What next for Wolseley?

I have been wounded, but not yet slain, I shall lie here and bleed awhile. Then I shall rise and fight again

So the bloodbath continues. Last Saturday’s Guardian business pages featured a very interesting little series of graphs, showing just how far major shares had fallen in the past few months. They included some of our old favourites: Persimmon, Barratt, Kier, Taylor Wimpey and, of course, Wolseley. For all of these companies have seen upwards of 80% wiped off their share value in a matter of months and that’s not something you recover from easily and quickly.

Worryingly, the graphs show a real cross-section of business types from IT and housing to building distribution and even publishing.
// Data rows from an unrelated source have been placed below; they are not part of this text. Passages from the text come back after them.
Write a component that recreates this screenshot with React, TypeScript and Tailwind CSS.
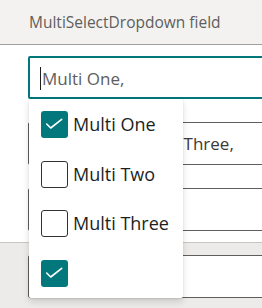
import * as React from "react";

type RowProps = {
    text?: string;
    focused?: boolean;
    indent?: string;
};

function Row({ text = "", focused = false, indent = "pl-[11px]" }: RowProps) {
    return (
        <div className="flex items-center">
            <div className="h-[40px] w-px bg-[#605e5c]" />
            <div
                className={
                    focused
                        ? "ml-[28px] flex h-[43px] w-[260px] shrink-0 items-center rounded-[2px] border-2 border-[#03787c] bg-white pl-[10px] pt-[3px]"
                        : "ml-[28px] flex h-[43px] w-[260px] shrink-0 items-center rounded-[2px] border border-[#605e5c] bg-white pt-[1px] " +
                          indent
                }
            >
                {focused && <span className="mb-[2px] h-[23px] w-px bg-[#201f1e]" />}
                <span
                    className={
                        focused
                            ? "ml-[1px] whitespace-nowrap text-[17px] text-[#605e5c]"
                            : "whitespace-nowrap text-[17px] text-[#3b3a39]"
                    }
                >
                    {text}
                </span>
            </div>
        </div>
    );
}

function Check({ checked, label }: { checked?: boolean; label?: string }) {
    return (
        <div className="flex h-[27px] items-center gap-[5px]">
            {checked ? (
                <div className="h-[27px] w-[27px] rounded-[3px] bg-[#03787c]">
                    <svg viewBox="0 0 27 27" className="h-[27px] w-[27px]" fill="none">
                        <path
                            d="M5.7 13 L9.7 17 L20.7 8.3"
                            stroke="white"
                            strokeWidth={1.6}
                            strokeLinecap="round"
                            strokeLinejoin="round"
                        />
                    </svg>
                </div>
            ) : (
                <div className="h-[27px] w-[27px] rounded-[3px] border border-[#323130] bg-white" />
            )}
            {label && (
                <span className="whitespace-nowrap text-[18px] text-[#201f1e]">{label}</span>
            )}
        </div>
    );
}

export default function App() {
    return (
        <div className="relative h-[308px] w-[262px] overflow-hidden bg-white font-['Open_Sans',sans-serif]">
            <div className="flex h-[45px] items-center border-b border-[#a19f9d] bg-[#f3f2f1] pl-[29px] pt-[1px] text-[15.5px] text-[#605e5c]">
                MultiSelectDropdown field
            </div>
            <div className="flex flex-col gap-[23px] pb-[11px] pt-[11px]">
                <Row focused text="Multi One," />
                <Row text="Multi One, Multi Three," indent="pl-[23px]" />
                <Row />
            </div>
            <div className="h-[66px] border-t border-[#c8c6c4] bg-[#edebe9] pt-[12px]">
                <Row />
            </div>

            {/* dropdown panel over the rows */}
            <div className="absolute left-[29px] top-[99px] flex h-[199px] w-[154px] flex-col gap-[22.67px] rounded-[2px] bg-white pl-[12px] pt-[12px] shadow-[0_3.2px_7.2px_rgba(0,0,0,0.13),0_0.6px_1.8px_rgba(0,0,0,0.11)]">
                <Check checked label="Multi One" />
                <Check label="Multi Two" />
                <Check label="Multi Three" />
                <Check checked />
            </div>
        </div>
    );
}
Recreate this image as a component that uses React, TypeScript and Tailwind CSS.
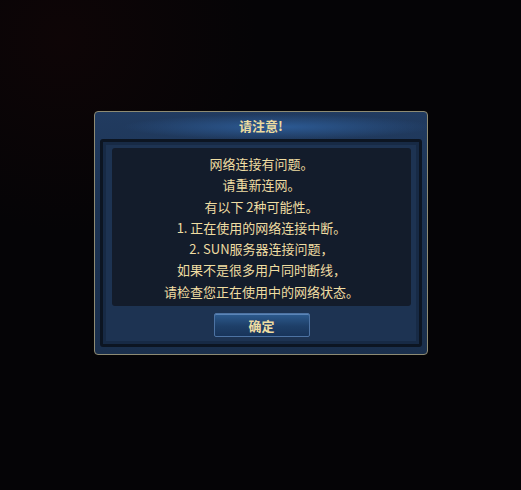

Sometimes companies bounce back eventually – look at M&S over the years- but not without a lot of bloodletting and financial trauma first. It doesn’t matter that at lunchtime today Wolseley’s shares were trading at 344p, nearly a whole pound higher than at their lowest point, if you bought them at the beginning of last year, you’re still down nearly eight quid a share.

And the fact that Wolseley last Friday were the FTSE’s biggest jumper wasn’t enough to save Nigel Sibley and Bob Mason from the first wave of retrenchment. For that is what it is, just the start.

There has been a lot of bloodletting already in the US for it is that housing market which was the main architect of Wolseley’s woes but now it’s the turn of the European businesses. And I repeat, this is only the start. It has to be. You don’t mend such wounds just by parting company with two of your top directors, no matter how high up they are. There have already been disposals on the States, there will surely be more over here.

Some of their more peripheral businesses might go so they could concentrate on the building distribution side. Or maybe even one of the mainstream ones: Build Center perhaps since lightside-only businesses are, at the moment, not suffering as much as those with a strong heavyside presence? It wouldn’t be easy because there’s so much cross-pollination of the brands but then nothing about this market is going to be easy in the near future and there are no simple solutions.

Obviously one question will surely be to whom? Home Depot is always a name that comes up but would a US company really want to come into the UK market when it’s looking as grim as it currently is? Maybe that’s the perfect time to enter a market. When you can do so fairly cheaply. Closer to home, Saint Gobain aren’t averse to buying competitors and either running them as stand-alones or subsuming them into the wider business.

It’s easy for me to speculate and I don’t have any of the answers. But I’m not the only one wondering what’s going to happen next because something has to.

About Fiona Russell-Horne

Group Managing Editor across the BMJ portfolio.

Check Also

p73btf

All the world’s a stage

The best way out is always through. There are times when the world seems to …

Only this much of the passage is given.